En 1976, il rencontre Linda Lee, lors d'une lecture dans un bouge de L.A., 25 ans plus jeune que lui, qu'il finit par épouser. Cette jeune hippie, toute emprise de philosophie tibétaine, tient un restaurant macrobiotique à Los Angeles. Ils ne se quitteront plus.
Ressentant probablement un tournant dans sa vie sentimentale, Bukowski attaque la rédaction de Women publié en 1977, épais roman autobiographique, quasi-pornographique, où il écrit les chaos de sa vie avec les femmes.
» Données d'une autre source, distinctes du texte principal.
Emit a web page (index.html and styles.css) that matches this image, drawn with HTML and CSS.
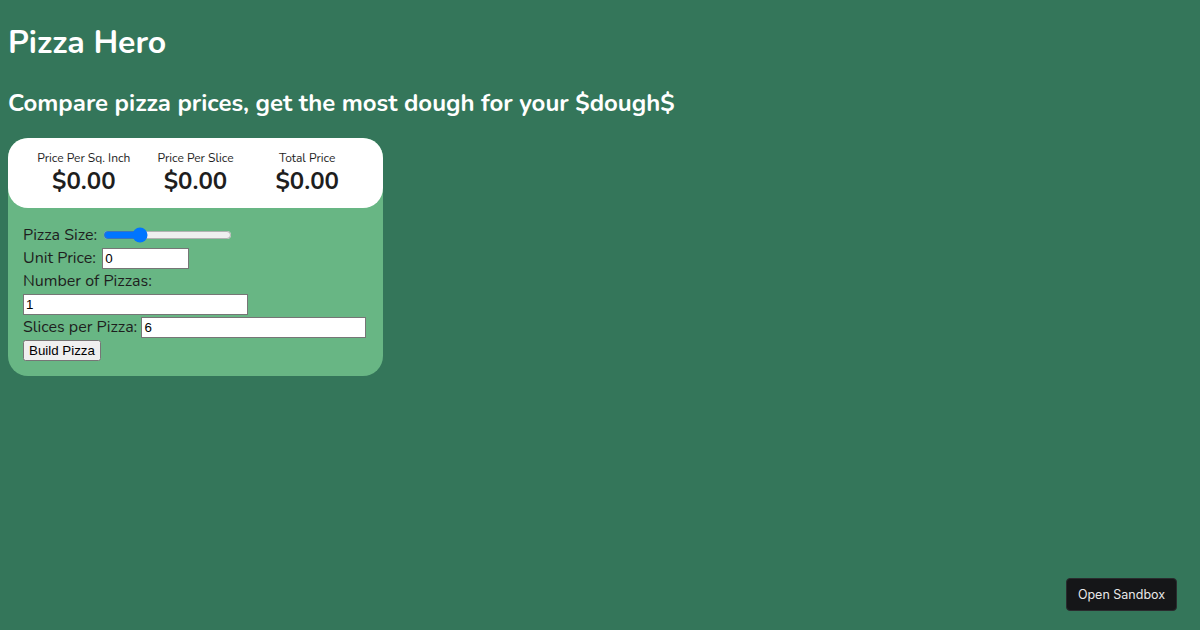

Vers soixante ans Bukowski s'installe finalement avec Linda, à San Pedro, Californie. Passé de la bière au vin, il écrit plusieurs poèmes par jour. Il vit de ses droits d'auteurs et surtout de ses cachets de lectures publiques, mais ne renonce en rien à son train de vie . Le surplus d'argent est simplement redirigé vers les courses de chevaux. Sa célébrité internationale passe par l'Allemagne, et surtout la France — où trois de ses poèmes sont publiés par la revue The Star Screwer dès 1971, avant qu'il soit édité par les éditions du Sagittaire —, où sa mémorable apparition dans l'émission de Bernard Pivot Apostrophes (1978) le fait accéder immédiatement au statut d'écrivain culte : Bukowski, enivré, finit, encouragé par Bernard Pivot, par quitter le plateau, puis sort un couteau pour s'en prendre à une personne chargée de la sécurité ( l'intégrale de l'émission dans le documentaire de J. Dullaghan, Bukowski, disponible en DVD, version française sous-titrée).
Son succès en Europe devient colossal : la presse relate l'événement, Marco Ferreri adapte Les contes de la folie ordinaire au cinéma et plus tard Barbet Schroeder adapte un script de Bukowski dans Barfly avec Mickey Rourke dans le rôle de Henry Chinaski, qui sort en 1988.
Bukowski roule en BMW pour aller aux courses, épouse Linda Lee en 1985, publie ses derniers romans et poèmes.
Il meurt le 9 mars 1994 à San Pedro (Californie), d'une leucémie. On peut lire sur sa tombe l'épitaphe « DON'T TRY » (n'essaie pas).